As it turns out I’ll have a houseful of guests, which I am really looking forward to. A dinner party could even be in the works… exciting. I could use some of my owl salt and pepper shakers.
This year, for the first time, I’ll be exhibiting at the Best Bead Show. I congratulate myself (and thank Green Girl) for finally getting my act together and making the most of the fact that my entire field shows up on my doorstep for two weeks!
I wish I had room to have everyone I love stay with me. In the past few years, my living situation has been so crazy, moving hither and yon, and not really knowing how it would all work out. It was hard to say “Hey, stay with me a year from now,” not knowing exactly where I would be. I’m happy to be settled now. I still miss the Mansion, but I’ve accepted losing it. It has most excellent owners now, two guys who ended up getting it for a song in a short sale from the bank (if you’ve been following the saga you know it was owned by very unusual people who were going into foreclosure when I was trying to buy it.) The boys who won it have the cash to fix all of the things it needed, which I did not.
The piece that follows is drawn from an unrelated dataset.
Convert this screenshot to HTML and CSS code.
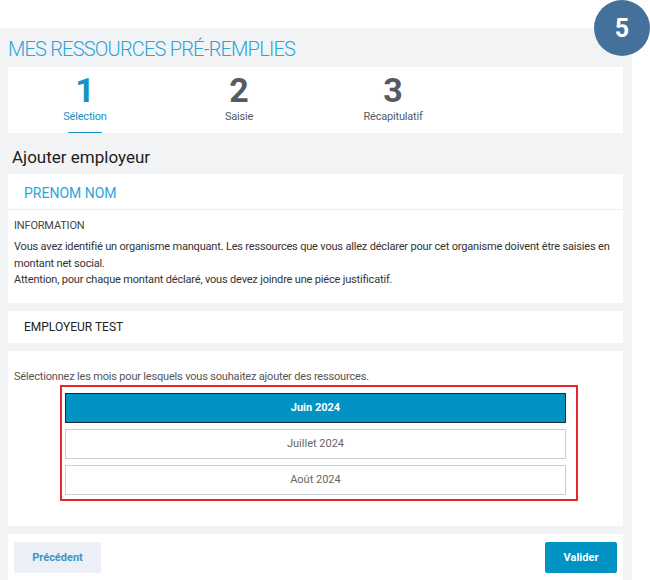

One of the things that has become abundantly clear in this recession, and which consoles me over the loss of the Mansion, is that it is not the best right now to appear to be a member of the wealthy class. I was frequently mistaken for such when I had it, or the house in Pacific Grove. We are all feeling very “eat the rich” right now and I belong with the proletariat, not on the other side of Victorian iron bars.
And, apropos of nothing, I miss Chuck.

Bill and Chuck, Frequent Espresso Drinkers, Barcelona, Day 1
I look forward to seeing thousands of people in a month, and of being able to extend more invitations to people to stay. I have this really beautiful cottage adjacent to my studio that I can rent (that I have to rent, really- it’s the best way to pay the studio tab in an economic crash) and a rambing 50’s ranch house that we live in. The cottage is spoken for for Gem Shows into the future but I’ll need to focus on making sure it’s rented out all year long. Being right next to the UofA is very helpful- they bring in speakers and visiting professors year-round, and it’s nice for people to find an unusual place to stay. Loading it up with books and colour gives it a special appeal to the artists and writers in the bunch, who have the benefit of also being interesting guests. There is a lot of room to develop this potential and I’ll be spending some time on it this spring.

The front garden at the studio cottage.
This week, I’m just finishing my packing for the Mexico trip, gathering up beads and baubles and seed bead instructions, trying to think of things I’ve forgotten, mailing out the last few orders from the holiday, contemplating my life and my jobs for 2009. An orderly approach is called for to be certain, with the year as scripted as it is. My trip to Mexico will be multi-purpose; the class will be as much for me as for those taking it, a chance to evaluate everything I know about making jewelry, and to question once again the basic assumptions, processes, and ways I do things. New things WILL be made.
A better sense of community is coming out of the poverty of the past year, and the reality of the economy for this year. It is the bright spot in all of this. We are learning to work together again in ways we might have forgotten, learning to ask for help when we need it, to offer what we have to give to others, to be more careful with our resources. I don’t “lose” food in the frig anymore, that’s for sure, do you?